*Task description:* Return all lines from the listing below in which the string "styles" occurs.

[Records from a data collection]
---+---

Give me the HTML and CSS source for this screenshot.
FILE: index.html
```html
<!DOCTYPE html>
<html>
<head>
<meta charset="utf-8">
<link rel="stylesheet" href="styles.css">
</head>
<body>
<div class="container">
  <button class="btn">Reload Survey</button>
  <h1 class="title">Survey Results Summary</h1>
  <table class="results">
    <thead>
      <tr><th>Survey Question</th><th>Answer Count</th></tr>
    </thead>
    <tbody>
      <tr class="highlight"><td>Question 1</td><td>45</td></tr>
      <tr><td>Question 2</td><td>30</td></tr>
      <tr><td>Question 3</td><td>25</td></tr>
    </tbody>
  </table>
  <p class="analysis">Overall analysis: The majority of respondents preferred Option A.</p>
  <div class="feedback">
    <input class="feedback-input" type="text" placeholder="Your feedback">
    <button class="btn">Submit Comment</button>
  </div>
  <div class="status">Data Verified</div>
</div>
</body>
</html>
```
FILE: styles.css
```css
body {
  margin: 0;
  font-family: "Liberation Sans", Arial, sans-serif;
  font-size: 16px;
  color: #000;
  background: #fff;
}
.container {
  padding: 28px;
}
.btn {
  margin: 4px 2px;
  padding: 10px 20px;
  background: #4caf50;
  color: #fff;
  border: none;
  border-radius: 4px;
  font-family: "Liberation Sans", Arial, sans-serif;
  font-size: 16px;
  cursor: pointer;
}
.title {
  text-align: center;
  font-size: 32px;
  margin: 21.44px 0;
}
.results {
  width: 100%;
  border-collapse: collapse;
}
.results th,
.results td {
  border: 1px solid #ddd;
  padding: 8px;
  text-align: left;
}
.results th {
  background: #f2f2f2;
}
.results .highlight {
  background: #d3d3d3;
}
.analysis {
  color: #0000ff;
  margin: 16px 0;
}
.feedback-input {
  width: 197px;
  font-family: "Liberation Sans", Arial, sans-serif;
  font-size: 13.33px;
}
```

---+---

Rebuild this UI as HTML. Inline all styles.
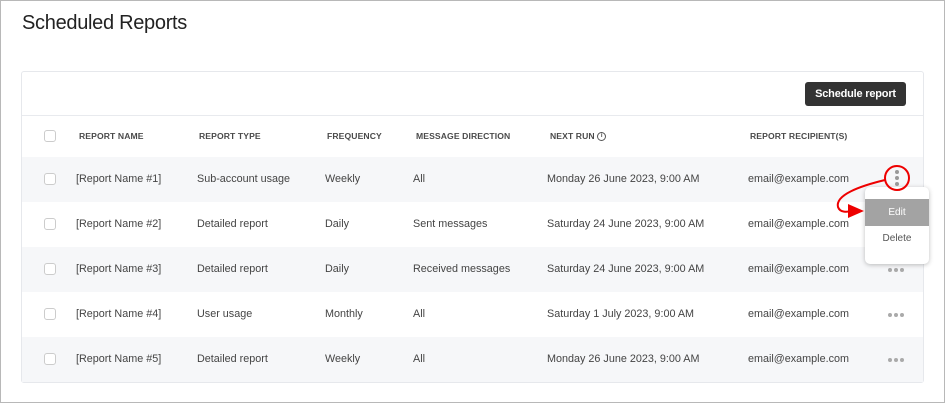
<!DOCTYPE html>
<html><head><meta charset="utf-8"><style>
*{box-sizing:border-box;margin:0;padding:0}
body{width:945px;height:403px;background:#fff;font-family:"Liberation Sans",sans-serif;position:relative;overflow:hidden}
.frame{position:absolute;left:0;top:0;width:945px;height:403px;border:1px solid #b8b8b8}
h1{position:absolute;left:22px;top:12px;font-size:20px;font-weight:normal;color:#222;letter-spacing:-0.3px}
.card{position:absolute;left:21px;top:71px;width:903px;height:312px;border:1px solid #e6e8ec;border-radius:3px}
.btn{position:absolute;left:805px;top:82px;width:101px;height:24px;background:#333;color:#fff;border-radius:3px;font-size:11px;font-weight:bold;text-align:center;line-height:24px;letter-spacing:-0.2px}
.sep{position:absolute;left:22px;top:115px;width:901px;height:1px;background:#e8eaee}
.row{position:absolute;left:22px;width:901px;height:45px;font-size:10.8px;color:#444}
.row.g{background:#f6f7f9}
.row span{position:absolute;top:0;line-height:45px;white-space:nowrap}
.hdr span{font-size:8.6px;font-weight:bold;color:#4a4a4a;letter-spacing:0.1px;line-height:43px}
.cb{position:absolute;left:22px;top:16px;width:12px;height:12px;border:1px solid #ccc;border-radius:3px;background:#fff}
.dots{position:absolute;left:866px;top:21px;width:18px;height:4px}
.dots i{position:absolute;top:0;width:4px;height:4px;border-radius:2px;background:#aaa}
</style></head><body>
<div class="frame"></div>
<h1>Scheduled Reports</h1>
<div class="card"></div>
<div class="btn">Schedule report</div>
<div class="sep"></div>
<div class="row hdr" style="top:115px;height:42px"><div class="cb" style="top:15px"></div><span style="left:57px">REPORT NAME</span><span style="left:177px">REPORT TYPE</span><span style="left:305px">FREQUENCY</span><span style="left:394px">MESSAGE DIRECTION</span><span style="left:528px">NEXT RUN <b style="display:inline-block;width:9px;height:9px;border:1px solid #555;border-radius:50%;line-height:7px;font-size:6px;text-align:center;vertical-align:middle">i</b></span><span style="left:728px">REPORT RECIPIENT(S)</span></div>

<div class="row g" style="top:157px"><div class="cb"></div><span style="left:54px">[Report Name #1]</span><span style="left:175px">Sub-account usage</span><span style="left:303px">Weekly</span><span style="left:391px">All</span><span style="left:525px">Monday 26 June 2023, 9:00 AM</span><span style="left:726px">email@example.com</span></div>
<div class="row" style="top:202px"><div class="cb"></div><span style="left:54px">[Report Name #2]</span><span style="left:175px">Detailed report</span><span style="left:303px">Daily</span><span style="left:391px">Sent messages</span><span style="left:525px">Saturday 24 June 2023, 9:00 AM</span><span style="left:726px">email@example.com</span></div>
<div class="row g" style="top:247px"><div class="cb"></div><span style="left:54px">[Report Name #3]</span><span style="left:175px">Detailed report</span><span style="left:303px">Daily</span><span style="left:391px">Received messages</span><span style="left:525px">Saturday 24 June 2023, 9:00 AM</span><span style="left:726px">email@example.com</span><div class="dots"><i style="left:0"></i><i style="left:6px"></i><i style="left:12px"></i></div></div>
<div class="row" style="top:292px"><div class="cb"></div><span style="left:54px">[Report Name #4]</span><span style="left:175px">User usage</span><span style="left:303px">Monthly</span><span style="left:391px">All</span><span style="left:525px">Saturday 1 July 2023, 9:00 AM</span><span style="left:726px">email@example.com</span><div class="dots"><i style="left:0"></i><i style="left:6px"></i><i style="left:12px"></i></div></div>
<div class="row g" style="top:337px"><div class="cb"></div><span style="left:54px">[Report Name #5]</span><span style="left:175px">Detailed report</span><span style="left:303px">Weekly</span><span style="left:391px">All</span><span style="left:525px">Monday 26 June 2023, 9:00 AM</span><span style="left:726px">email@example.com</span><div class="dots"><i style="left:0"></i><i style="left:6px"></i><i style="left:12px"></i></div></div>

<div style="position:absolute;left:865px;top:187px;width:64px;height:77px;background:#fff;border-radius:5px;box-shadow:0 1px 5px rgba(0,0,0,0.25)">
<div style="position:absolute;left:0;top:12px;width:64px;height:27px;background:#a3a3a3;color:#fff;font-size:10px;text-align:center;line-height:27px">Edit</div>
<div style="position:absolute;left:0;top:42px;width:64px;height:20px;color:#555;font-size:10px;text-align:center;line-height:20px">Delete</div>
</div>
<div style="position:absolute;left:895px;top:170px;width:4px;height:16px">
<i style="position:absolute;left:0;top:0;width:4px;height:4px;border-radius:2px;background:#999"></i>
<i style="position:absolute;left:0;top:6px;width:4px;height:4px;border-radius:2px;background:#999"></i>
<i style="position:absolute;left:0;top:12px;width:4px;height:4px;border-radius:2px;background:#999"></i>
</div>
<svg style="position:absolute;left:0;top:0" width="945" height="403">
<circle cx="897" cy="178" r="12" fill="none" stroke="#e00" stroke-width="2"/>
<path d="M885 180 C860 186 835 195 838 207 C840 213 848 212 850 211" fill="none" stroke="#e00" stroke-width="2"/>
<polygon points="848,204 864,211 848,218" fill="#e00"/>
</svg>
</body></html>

---+---

*Response to the exercise:*
<link rel="stylesheet" href="styles.css">
FILE: styles.css
Rebuild this UI as HTML. Inline all styles.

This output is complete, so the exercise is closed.